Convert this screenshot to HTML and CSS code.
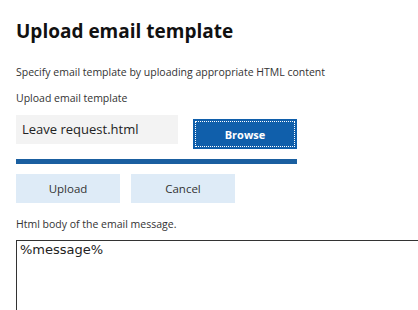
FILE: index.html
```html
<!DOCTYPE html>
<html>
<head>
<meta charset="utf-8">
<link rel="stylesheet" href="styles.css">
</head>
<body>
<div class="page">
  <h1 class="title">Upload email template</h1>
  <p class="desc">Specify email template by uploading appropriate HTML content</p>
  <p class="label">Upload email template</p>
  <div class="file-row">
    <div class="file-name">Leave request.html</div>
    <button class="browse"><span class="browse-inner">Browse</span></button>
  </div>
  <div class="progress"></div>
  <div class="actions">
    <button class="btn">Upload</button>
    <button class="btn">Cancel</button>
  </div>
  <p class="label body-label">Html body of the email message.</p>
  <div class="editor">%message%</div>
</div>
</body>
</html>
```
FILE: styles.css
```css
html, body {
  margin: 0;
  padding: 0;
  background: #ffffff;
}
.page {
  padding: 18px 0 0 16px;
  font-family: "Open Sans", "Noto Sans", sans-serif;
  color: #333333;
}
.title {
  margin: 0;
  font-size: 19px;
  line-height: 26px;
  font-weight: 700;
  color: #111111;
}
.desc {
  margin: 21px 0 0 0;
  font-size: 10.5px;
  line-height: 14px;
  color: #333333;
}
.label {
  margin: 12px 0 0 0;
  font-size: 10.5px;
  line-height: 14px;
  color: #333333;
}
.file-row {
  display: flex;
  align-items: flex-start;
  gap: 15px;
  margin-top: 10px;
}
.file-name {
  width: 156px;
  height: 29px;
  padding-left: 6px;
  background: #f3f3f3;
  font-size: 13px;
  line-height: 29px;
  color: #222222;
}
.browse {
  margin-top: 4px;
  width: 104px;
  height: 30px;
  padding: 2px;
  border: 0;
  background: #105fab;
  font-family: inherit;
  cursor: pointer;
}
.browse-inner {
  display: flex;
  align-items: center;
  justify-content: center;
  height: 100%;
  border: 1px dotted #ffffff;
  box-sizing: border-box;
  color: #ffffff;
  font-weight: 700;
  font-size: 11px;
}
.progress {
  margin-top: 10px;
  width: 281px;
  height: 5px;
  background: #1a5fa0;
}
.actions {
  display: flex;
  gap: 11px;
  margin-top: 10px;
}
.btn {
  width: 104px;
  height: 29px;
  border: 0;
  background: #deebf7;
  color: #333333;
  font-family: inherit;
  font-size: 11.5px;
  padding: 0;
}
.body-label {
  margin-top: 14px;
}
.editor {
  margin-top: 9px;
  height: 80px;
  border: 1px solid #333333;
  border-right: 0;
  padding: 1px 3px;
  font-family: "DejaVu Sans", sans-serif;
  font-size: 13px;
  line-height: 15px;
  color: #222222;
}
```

§ §

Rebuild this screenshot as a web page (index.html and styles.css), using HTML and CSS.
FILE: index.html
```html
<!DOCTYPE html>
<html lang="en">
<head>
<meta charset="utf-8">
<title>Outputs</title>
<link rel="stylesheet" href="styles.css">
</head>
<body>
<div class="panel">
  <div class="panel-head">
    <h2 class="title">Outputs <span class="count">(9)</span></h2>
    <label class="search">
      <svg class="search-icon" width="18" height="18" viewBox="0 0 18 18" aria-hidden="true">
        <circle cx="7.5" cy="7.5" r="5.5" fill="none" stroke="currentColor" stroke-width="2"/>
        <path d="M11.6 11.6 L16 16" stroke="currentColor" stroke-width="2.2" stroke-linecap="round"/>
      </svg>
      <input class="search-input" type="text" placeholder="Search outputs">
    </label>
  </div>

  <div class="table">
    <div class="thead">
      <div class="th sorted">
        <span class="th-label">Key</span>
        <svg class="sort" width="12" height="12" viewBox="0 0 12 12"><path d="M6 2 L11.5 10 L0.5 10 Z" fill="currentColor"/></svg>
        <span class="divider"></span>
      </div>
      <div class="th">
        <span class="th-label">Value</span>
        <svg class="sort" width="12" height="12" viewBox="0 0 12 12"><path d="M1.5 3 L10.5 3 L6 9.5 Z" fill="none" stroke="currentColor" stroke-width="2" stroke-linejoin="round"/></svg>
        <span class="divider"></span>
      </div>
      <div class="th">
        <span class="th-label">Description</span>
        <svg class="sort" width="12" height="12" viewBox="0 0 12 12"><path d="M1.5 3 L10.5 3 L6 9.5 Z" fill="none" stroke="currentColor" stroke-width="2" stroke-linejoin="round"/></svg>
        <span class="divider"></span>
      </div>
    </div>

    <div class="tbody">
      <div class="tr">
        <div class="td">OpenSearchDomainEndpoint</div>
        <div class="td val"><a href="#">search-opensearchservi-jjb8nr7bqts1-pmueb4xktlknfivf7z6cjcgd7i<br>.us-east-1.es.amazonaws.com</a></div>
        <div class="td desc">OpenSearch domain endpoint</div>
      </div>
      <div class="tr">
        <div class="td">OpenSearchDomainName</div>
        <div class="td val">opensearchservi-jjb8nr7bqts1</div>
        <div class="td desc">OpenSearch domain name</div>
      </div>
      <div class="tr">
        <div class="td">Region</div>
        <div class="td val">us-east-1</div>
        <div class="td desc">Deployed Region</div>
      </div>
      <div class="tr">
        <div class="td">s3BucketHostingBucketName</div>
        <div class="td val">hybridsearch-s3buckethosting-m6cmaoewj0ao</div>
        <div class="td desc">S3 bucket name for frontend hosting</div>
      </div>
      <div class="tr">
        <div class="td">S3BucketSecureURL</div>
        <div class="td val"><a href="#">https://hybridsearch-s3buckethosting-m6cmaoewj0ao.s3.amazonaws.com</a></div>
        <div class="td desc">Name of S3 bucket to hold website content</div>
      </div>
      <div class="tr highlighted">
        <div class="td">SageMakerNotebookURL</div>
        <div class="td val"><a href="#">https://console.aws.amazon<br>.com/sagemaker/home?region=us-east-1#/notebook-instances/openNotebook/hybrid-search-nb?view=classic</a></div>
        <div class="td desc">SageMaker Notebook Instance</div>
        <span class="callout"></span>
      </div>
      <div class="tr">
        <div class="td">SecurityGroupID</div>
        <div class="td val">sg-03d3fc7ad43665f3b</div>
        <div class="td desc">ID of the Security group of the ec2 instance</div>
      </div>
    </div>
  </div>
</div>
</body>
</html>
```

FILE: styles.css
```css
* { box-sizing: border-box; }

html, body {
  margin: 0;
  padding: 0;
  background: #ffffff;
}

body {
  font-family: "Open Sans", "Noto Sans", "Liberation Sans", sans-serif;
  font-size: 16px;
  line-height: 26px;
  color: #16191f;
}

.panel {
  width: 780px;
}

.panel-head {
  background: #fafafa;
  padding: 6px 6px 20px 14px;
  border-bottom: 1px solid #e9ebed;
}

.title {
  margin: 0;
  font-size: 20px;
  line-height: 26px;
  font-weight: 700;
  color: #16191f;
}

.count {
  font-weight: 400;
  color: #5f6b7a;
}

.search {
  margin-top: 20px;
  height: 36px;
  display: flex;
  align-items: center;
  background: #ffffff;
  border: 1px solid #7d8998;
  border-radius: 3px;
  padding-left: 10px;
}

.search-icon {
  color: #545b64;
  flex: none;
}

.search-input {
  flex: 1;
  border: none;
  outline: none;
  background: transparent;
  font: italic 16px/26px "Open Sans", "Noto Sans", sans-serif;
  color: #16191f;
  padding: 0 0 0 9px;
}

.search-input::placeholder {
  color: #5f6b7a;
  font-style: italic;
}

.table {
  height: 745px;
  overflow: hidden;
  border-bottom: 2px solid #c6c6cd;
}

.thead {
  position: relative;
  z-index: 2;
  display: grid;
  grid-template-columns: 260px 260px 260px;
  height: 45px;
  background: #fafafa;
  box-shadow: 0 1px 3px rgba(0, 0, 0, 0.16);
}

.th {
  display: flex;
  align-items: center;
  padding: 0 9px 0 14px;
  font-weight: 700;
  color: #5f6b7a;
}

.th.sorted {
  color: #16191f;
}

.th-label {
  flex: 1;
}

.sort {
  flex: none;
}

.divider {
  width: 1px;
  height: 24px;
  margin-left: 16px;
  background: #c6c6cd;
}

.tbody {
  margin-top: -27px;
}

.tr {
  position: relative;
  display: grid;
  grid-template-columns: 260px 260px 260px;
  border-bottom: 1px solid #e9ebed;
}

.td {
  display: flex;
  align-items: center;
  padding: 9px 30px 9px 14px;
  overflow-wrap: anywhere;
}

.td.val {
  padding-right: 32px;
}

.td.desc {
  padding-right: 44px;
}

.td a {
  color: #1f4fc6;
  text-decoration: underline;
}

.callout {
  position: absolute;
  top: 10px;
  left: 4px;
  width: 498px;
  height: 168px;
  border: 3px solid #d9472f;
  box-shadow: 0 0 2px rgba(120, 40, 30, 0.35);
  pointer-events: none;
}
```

§ §

* Stated problem: In the records above, locate each line with the word "index". Copy all such lines.

* Response to this exercise:
FILE: index.html
Rebuild this screenshot as a web page (index.html and styles.css), using HTML and CSS.
FILE: index.html
  z-index: 2;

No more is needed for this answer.